Do you know what this is? Some of you younger guys may not, while old dudes remember tearing the shit of them. Well, it’s actually a wrench that came with the Rollerblade brand skates sometime around 1989-1992. The tool was the wrench that fit on the nut of the axle bolt, which was used along with an allen key to remove your wheels. At the time, bladers from all over the country were making their own homemade grindstones and grindplates. Simultaneously starting to do Makios (before it was called that), frontsides and backsides. Though we will never know the first blaer to grind, the first guy to do it on a video produced for sale was CE Tarmac — or my brother from another mother, Chris Edwards.

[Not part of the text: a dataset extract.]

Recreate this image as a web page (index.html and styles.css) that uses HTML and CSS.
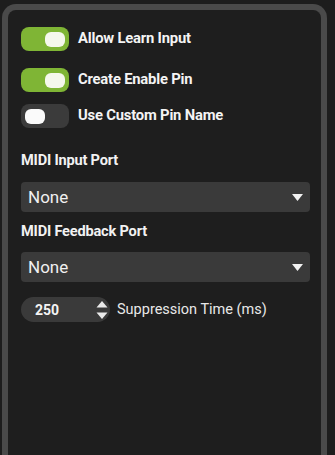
FILE: index.html
```html
<!DOCTYPE html>
<html>
<head>
<meta charset="utf-8">
<link rel="stylesheet" href="styles.css">
</head>
<body>
<div class="frame">
  <div class="panel">
    <div class="toggle-row r1">
      <div class="toggle on"><div class="knob"></div></div>
      <span class="tlabel">Allow Learn Input</span>
    </div>
    <div class="toggle-row r2">
      <div class="toggle on"><div class="knob"></div></div>
      <span class="tlabel">Create Enable Pin</span>
    </div>
    <div class="toggle-row r3">
      <div class="toggle off"><div class="knob"></div></div>
      <span class="tlabel">Use Custom Pin Name</span>
    </div>
    <div class="flabel l1">MIDI Input Port</div>
    <div class="select s1"><span>None</span><svg class="caret" width="11" height="7" viewBox="0 0 11 7"><path d="M0 0 H11 L5.5 7 Z" fill="#f2f2f2"/></svg></div>
    <div class="flabel l2">MIDI Feedback Port</div>
    <div class="select s2"><span>None</span><svg class="caret" width="11" height="7" viewBox="0 0 11 7"><path d="M0 0 H11 L5.5 7 Z" fill="#f2f2f2"/></svg></div>
    <div class="num-row">
      <div class="num">
        <span class="val">250</span>
        <svg class="spin" width="12" height="20" viewBox="0 0 12 20"><path d="M6 1 L11.5 7.5 H0.5 Z" fill="#eaeaea"/><path d="M0.5 12.5 H11.5 L6 19 Z" fill="#eaeaea"/></svg>
      </div>
      <span class="nlabel">Suppression Time (ms)</span>
    </div>
  </div>
</div>
</body>
</html>
```
FILE: styles.css
```css
html, body {
  margin: 0;
  padding: 0;
  background: #1d1d1d;
  width: 335px;
  height: 455px;
  overflow: hidden;
  font-family: Roboto, "Liberation Sans", sans-serif;
}
.frame {
  margin: 4px 8px 0 2px;
  height: 451px;
  border: 6px solid #4a4a4a;
  border-bottom: none;
  border-radius: 14px 14px 0 0;
  background: #1e1e1e;
  box-sizing: border-box;
}
.panel {
  padding: 17px 11px 0 13px;
  display: flex;
  flex-direction: column;
}
.toggle-row {
  display: flex;
  align-items: center;
  gap: 9px;
  height: 24px;
}
.r2 { margin-top: 17px; }
.r3 { margin-top: 12px; }
.toggle {
  width: 48px;
  height: 24px;
  border-radius: 8px;
  box-sizing: border-box;
  padding: 4px 4px;
  display: flex;
  align-items: center;
}
.toggle.on {
  background: #7fb535;
  justify-content: flex-end;
}
.toggle.off {
  background: #3b3b3b;
  justify-content: flex-start;
}
.knob {
  width: 20px;
  height: 15px;
  border-radius: 6px;
  background: #f5f8ec;
}
.toggle.off .knob { background: #fafafa; }
.tlabel {
  color: #f4f4f4;
  font-weight: 700;
  font-size: 14.8px;
  letter-spacing: -0.2px;
  margin-top: -2px;
}
.flabel {
  color: #f2f2f2;
  font-weight: 700;
  font-size: 14.6px;
  line-height: 20px;
  height: 20px;
  letter-spacing: -0.2px;
}
.l1 { margin-top: 22px; }
.l2 { margin-top: 9px; }
.select {
  height: 30px;
  background: #3a3a3a;
  border-radius: 4px;
  display: flex;
  align-items: center;
  justify-content: space-between;
  padding: 0 7px 0 7px;
  color: #f0f0f0;
  font-size: 17px;
}
.s1 { margin-top: 12px; }
.s2 { margin-top: 11px; }
.caret { margin-top: 1px; }
.num-row {
  margin-top: 15px;
  display: flex;
  align-items: center;
  gap: 7px;
}
.num {
  width: 89px;
  height: 25px;
  border-radius: 12.5px;
  background: #3a3a3a;
  box-sizing: border-box;
  padding: 0 2px 0 14px;
  display: flex;
  align-items: center;
  justify-content: space-between;
}
.val {
  color: #f4f4f4;
  font-weight: 700;
  font-size: 14px;
}
.nlabel {
  color: #e8e8e8;
  font-size: 14.5px;
}
```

You had to either ride freestyle (no wheels in the middle) or have grindstones or grindplates in the middle space if you wanted to grind. Either way, you had to protect your frames to add longevity to your blades. The wrench fit perfectly between the bolts of the two middle wheels, creating the first grindplate.
An invention born out of necessity, grindplates had arguably the greatest impact on rollerblading since blades first hit the market. These little metal pieces changed the path and direction of rollerblading, and enabled us to do what we all love to do today — GRIND!
Next came the after-market grindplate companies: CDS Detroit, Scribe, Fifty-50 and (my company) 4-DUB. The grindplate had a nice run but was later phased out by the frames all bladers ride today. Grindplates are now gone, but not forgotten by old dudes everywhere, reminding us of a different time… A time when rocking grindplates separated you from the average rec rollerblader and said “I’m a part of something new!”